Not really! It’s very much more – I hate wasting food. I can waste words, if they’re not right, I can change them. But with any kind of… the thing is, I like to do recipes that are set in stone, so to speak, and it’s very much a case of following a recipe and making something. With that, in terms of the recipes they are very varied, but I don’t like freestyle cooking, I don’t like just slinging things in and seeing what happens. I think because I don’t want it to go wrong and waste food! With music, it’s very different, I don’t mind experimenting and seeing how things go.
Can you recommend any new bands you’re listening to at the moment?
At the moment? I’m really liking this London based girl called Bagel Project, she’s like an experimental artist of sorts. I’ve been listening to the first record from a band called Junip with José González, really liking that at the moment. And one more, Typesun, the band supporting me on my UK tour I really like what they’re doing, what he’s doing. Worth checking out, – Typesun.
Do you think your approach to songwriting has changed between first and second albums?
In terms of writing, I guess to a certain extent. I feel like my writing has changed with me getting older, you know. The first time around it was a bit more… not going in any particular direction, and to a certain extent it feels very much the same now, but it’s a bit more potent, a bit more knowing what’s going on, more focused. It’s like a camera out of focus or in focus, I feel a bit more in focus now. It’s very much still just talking about what I want to talk about and keeping it very much stemmed in real life, that’s what’s important to me.
Your album title ‘Some Say I so I say Light’ it’s another quite cryptic title like the first one…
Cryptic? The title? I don’t think so!
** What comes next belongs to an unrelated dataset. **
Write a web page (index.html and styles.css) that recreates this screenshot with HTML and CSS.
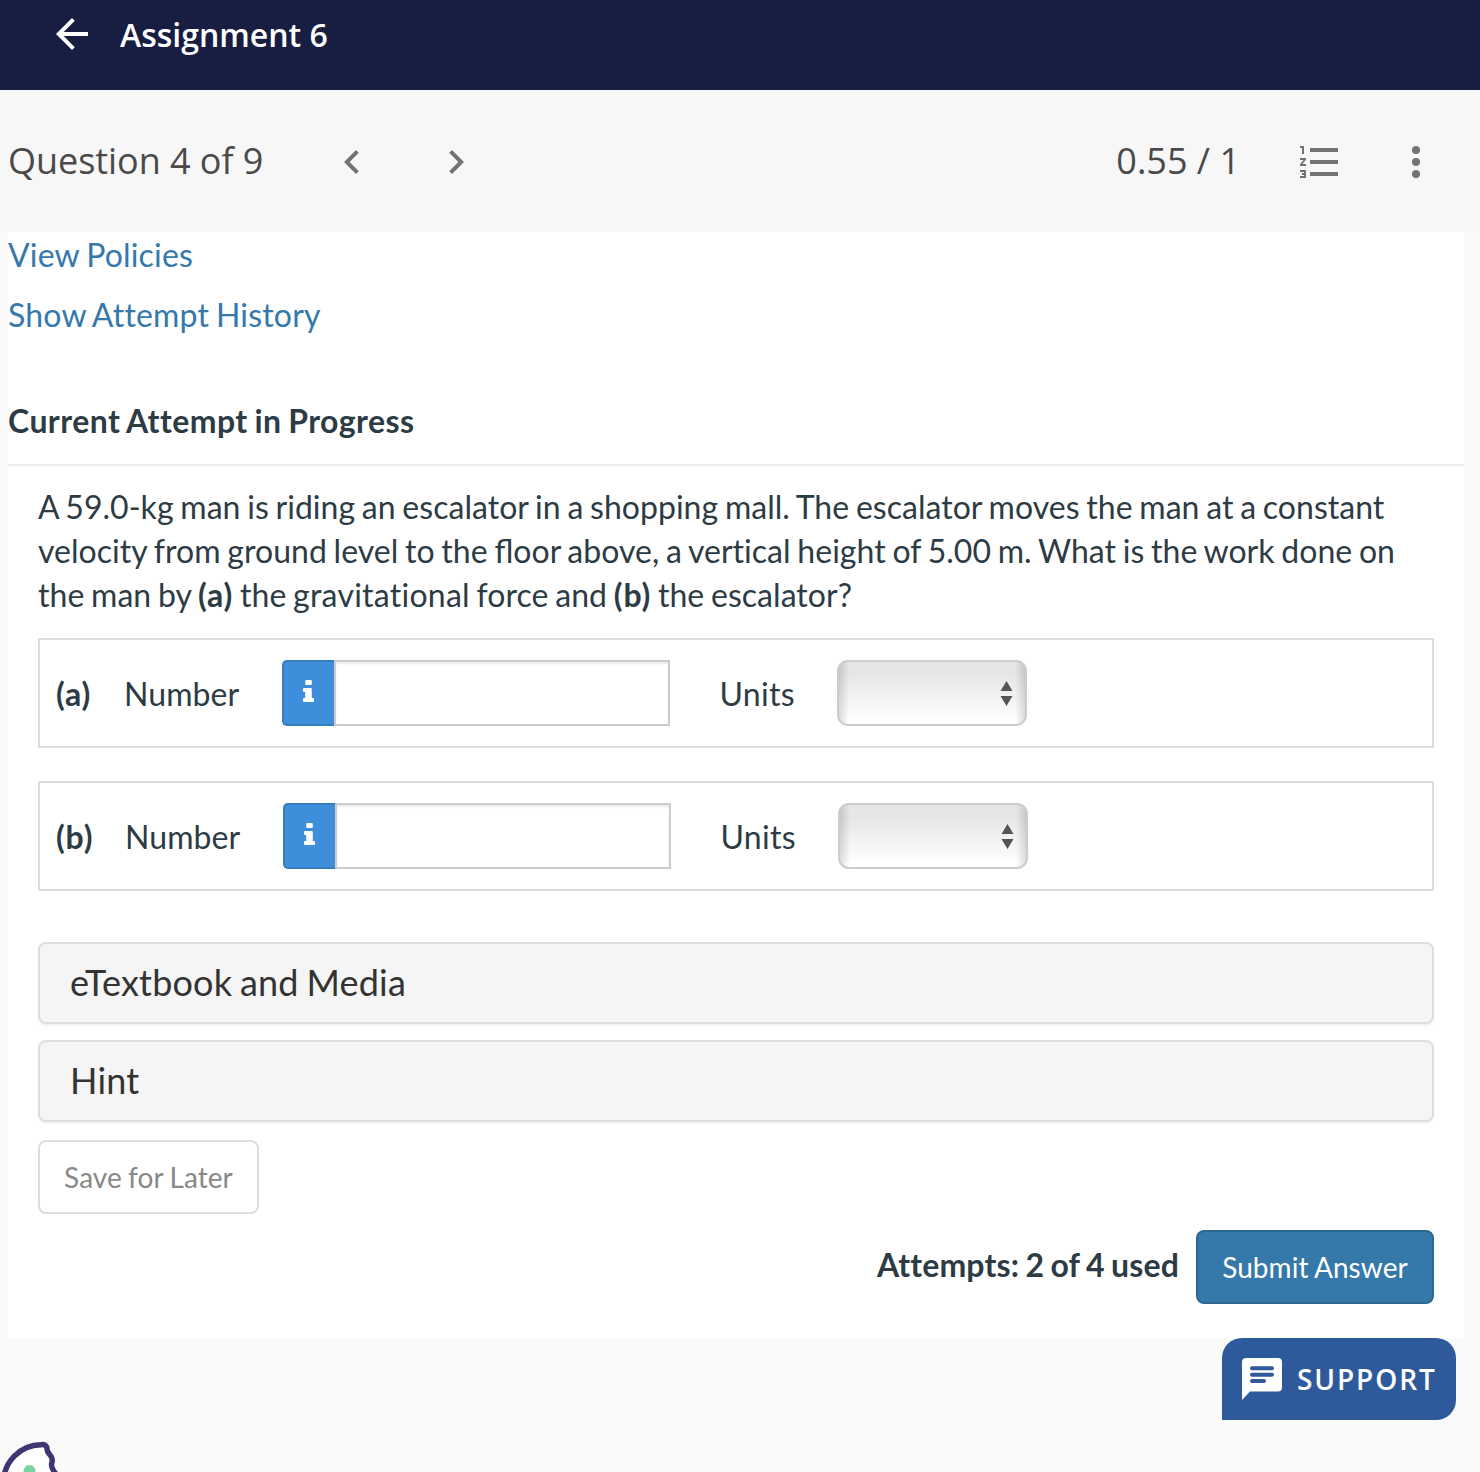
FILE: index.html
```html
<!DOCTYPE html>
<html lang="en">
<head>
<meta charset="utf-8">
<title>Assignment 6</title>
<link rel="stylesheet" href="styles.css">
</head>
<body>
<header class="topbar">
  <svg class="icon" viewBox="0 0 24 24"><path d="M20 11H7.83l5.59-5.59L12 4l-8 8 8 8 1.41-1.41L7.83 13H20v-2z"/></svg>
  <h1 class="topbar-title">Assignment 6</h1>
</header>
<nav class="question-bar">
  <span class="question-count">Question 4 of 9</span>
  <svg class="icon prev" viewBox="0 0 24 24"><path d="M15.41 7.41L14 6l-6 6 6 6 1.41-1.41L10.83 12z"/></svg>
  <svg class="icon next" viewBox="0 0 24 24"><path d="M10 6L8.59 7.41 13.17 12l-4.58 4.59L10 18l6-6z"/></svg>
  <span class="score">0.55 / 1</span>
  <svg class="icon list" viewBox="0 0 24 24"><path d="M2 17h2v.5H3v1h1v.5H2v1h3v-4H2v1zm1-9h1V4H2v1h1v3zm-1 3h1.8L2 13.1v.9h3v-1H3.2L5 10.9V10H2v1zm5-6v2h14V5H7zm0 14h14v-2H7v2zm0-6h14v-2H7v2z"/></svg>
  <svg class="icon more" viewBox="0 0 24 24"><circle cx="12" cy="6" r="2"/><circle cx="12" cy="12" r="2"/><circle cx="12" cy="18" r="2"/></svg>
</nav>
<main class="sheet">
  <div class="links">
    <a class="link">View Policies</a>
    <a class="link">Show Attempt History</a>
  </div>
  <h2 class="attempt-title">Current Attempt in Progress</h2>
  <section class="question">
    <p class="prompt">A 59.0-kg man is riding an escalator in a shopping mall. The escalator moves the man at a constant velocity from ground level to the <span class="ligature">fl</span>oor above, a vertical height of 5.00 m. What is the work done on the man by <b>(a)</b> the <span class="loose">gravitational</span> force and <b>(b)</b> the escalator?</p>
    <div class="answer">
      <b class="part">(a)</b>
      <span class="number-label">Number</span>
      <span class="info"><svg class="info-icon" viewBox="0 0 12 22"><path d="M3.2 0h4.600q1 0 1 1v3q0 1-1 1H3.200q-1 0-1-1V1q0-1 1-1zM1 8h6.800q1 0 1 1v9H10q1 0 1 1v2q0 1-1 1H1q-1 0-1-1v-2q0-1 1-1h1.200v-6H1q-1 0-1-1V9q0-1 1-1z"/></svg></span>
      <input class="number" type="text" aria-label="Number">
      <span class="units-label">Units</span>
      <span class="units"><svg class="arrows" viewBox="0 0 12 25"><path d="M6 0l6 10H0zM0 15h12L6 25z"/></svg></span>
    </div>
    <div class="answer">
      <b class="part">(b)</b>
      <span class="number-label">Number</span>
      <span class="info"><svg class="info-icon" viewBox="0 0 12 22"><path d="M3.2 0h4.600q1 0 1 1v3q0 1-1 1H3.200q-1 0-1-1V1q0-1 1-1zM1 8h6.800q1 0 1 1v9H10q1 0 1 1v2q0 1-1 1H1q-1 0-1-1v-2q0-1 1-1h1.200v-6H1q-1 0-1-1V9q0-1 1-1z"/></svg></span>
      <input class="number" type="text" aria-label="Number">
      <span class="units-label">Units</span>
      <span class="units"><svg class="arrows" viewBox="0 0 12 25"><path d="M6 0l6 10H0zM0 15h12L6 25z"/></svg></span>
    </div>
    <div class="panels">
      <div class="panel">eTextbook and Media</div>
      <div class="panel">Hint</div>
    </div>
    <button class="button save">Save for Later</button>
    <div class="submit-row">
      <b class="attempts">Attempts: 2 of 4 used</b>
      <button class="button submit">Submit Answer</button>
    </div>
  </section>
</main>
<a class="support">
  <svg class="support-icon" viewBox="0 0 40 42"><path class="bubble" d="M4 0h32q4 0 4 4v25.500q0 4-4 4H8L0 42V4q0-4 4-4z"/><path class="bubble-lines" d="M10 10.300h20M10 16.700h20M10 23h12"/></svg>
  <span class="support-text">SUPPORT</span>
</a>
<svg class="cookie" viewBox="0 0 84 32"><path class="cookie-body" d="M3.500 43A37.900 37.900 0 0 1 41 4.700Q47 4 47 9C47 15 54 15 52 22Q50 27 56 34"/><circle class="cookie-chip" cx="29.500" cy="31" r="6"/></svg>
</body>
</html>
```
FILE: styles.css
```css
* { box-sizing: border-box; }
body {
  margin: 0;
  height: 1472px;
  overflow: hidden;
  background: #fafafa;
  color: #2d3b45;
  font: 32px/44px Lato, sans-serif;
  font-variant-ligatures: no-common-ligatures;
  word-spacing: -1.5px;
}
.ligature { font-variant-ligatures: common-ligatures; letter-spacing: 0; }
.icon { width: 48px; height: 48px; flex: none; fill: #737373; }
.topbar {
  display: flex;
  align-items: center;
  gap: 24px;
  height: 90px;
  padding: 0 48px 22px;
  background: #171e41;
  word-spacing: 0;
}
.topbar .icon { fill: #fff; }
.topbar-title { margin: 0; padding-top: 1px; color: #fff; font: 600 32px/44px "Open Sans", sans-serif; }
.question-bar {
  display: flex;
  align-items: center;
  height: 142px;
  padding: 2px 40px 0 8px;
  background: #f7f7f7;
  color: #4a4a4a;
  font: 36px/48px "Open Sans", sans-serif;
  word-spacing: 0;
}
.question-count { width: 320px; padding-bottom: 2px; letter-spacing: -.05px; }
.next { margin-left: 56px; }
.score { margin-left: auto; padding-bottom: 2px; }
.list { margin-left: 56px; }
.more { margin-left: 48px; }
.sheet {
  height: 1106px;
  margin: 0 16px 0 8px;
  padding-top: 1px;
  background: #fff;
}
.links { display: flex; flex-direction: column; gap: 16px; letter-spacing: .18px; }
.link { color: #3578ab; }
.attempt-title {
  margin: 62px 0 0;
  padding-bottom: 21px;
  border-bottom: 2px solid #eee;
  font-size: 32px;
  font-weight: 700;
  letter-spacing: .44px;
}
.question { padding: 19px 30px 0; }
.prompt { margin: 0 0 21px; letter-spacing: .03px; }
.prompt b { letter-spacing: .9px; }
.loose { letter-spacing: .25px; }
.answer {
  display: flex;
  align-items: center;
  height: 110px;
  margin-bottom: 33px;
  padding-left: 16px;
  border: 2px solid #ddd;
}
.part { width: 36px; margin-right: 32px; padding-top: 1px; letter-spacing: .8px; }
.answer + .answer .part { width: 37px; }
.number-label { width: 115px; padding-top: 1px; letter-spacing: .1px; }
.info {
  display: flex;
  align-items: center;
  justify-content: center;
  width: 52px;
  height: 66px;
  margin-left: 43px;
  border: 2px solid #357ebd;
  border-right: 0;
  border-radius: 5px 0 0 5px;
  background: #3f8edc;
}
.info-icon { width: 12px; height: 22px; margin: 0 0 4px; fill: #fff; }
.number {
  width: 336px;
  height: 66px;
  border: 2px solid #ccc;
  background: #fff;
  box-shadow: inset 0 2px 2px rgba(0, 0, 0, .075);
}
.units-label { width: 75px; margin-left: 49.5px; padding-top: 1px; letter-spacing: .3px; }
.units {
  display: flex;
  align-items: center;
  justify-content: flex-end;
  width: 190px;
  height: 66px;
  margin-left: 42.5px;
  padding-right: 12px;
  border: 2px solid #ccc;
  border-radius: 11px;
  background: linear-gradient(90deg, #0002, #0000 10px, #0000 calc(100% - 10px), #0002), linear-gradient(#e6e6e6 20%, #fff 95%);
}
.arrows { width: 13px; height: 25px; fill: #555; }
.panels { display: flex; flex-direction: column; gap: 16px; margin-top: 51px; }
.panel {
  height: 82px;
  padding: 16px 30px;
  border: 2px solid #ddd;
  border-radius: 8px;
  background: #f5f5f5;
  box-shadow: 0 2px 2px rgba(0, 0, 0, .05);
  color: #333;
  font-size: 36px;
  letter-spacing: .17px;
}
.button {
  height: 74px;
  padding: 0;
  border: 2px solid #ddd;
  border-radius: 8px;
  font: 28px/40px Lato, sans-serif;
  letter-spacing: .08px;
  word-spacing: -1px;
}
.save { display: block; width: 221px; margin-top: 18px; background: #fff; color: #888; }
.submit-row { display: flex; justify-content: flex-end; gap: 17px; margin-top: 16px; }
.attempts { padding-top: 13px; letter-spacing: .13px; }
.submit { width: 238px; border-color: #2d6891; background: #3578aa; color: #fff; }
.support {
  position: absolute;
  left: 1222px;
  top: 1338px;
  display: flex;
  align-items: center;
  gap: 15px;
  width: 234px;
  height: 82px;
  padding-left: 20px;
  border-radius: 20px 20px 20px 0;
  background: #2e5a9b;
  color: #fff;
}
.support-icon { width: 40px; height: 42px; margin-bottom: 1px; }
.bubble { fill: #fff; }
.bubble-lines { fill: none; stroke: #2e5a9b; stroke-width: 4; stroke-linecap: round; }
.support-text { padding-bottom: 1px; font: 600 28px/40px "Open Sans", sans-serif; letter-spacing: 1.9px; }
.cookie { position: absolute; left: 0; top: 1440px; width: 84px; height: 32px; }
.cookie-body { fill: #fff; stroke: #3d3672; stroke-width: 5.500; }
.cookie-chip { fill: #78d19f; }
```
The title is a kind of message to myself if anything, just saying to myself, some say, ‘I’ – some say a particular thing, or go down a particular route, or follow a particular path, and instead of me saying ‘I’ and doing the same thing, I say ‘light’, and do my own thing, follow my own path and try to be an individual, because that’s what we all are, ultimately.
Ghostpoet will be playing at Manchester Gorilla on Tuesday, 28 May.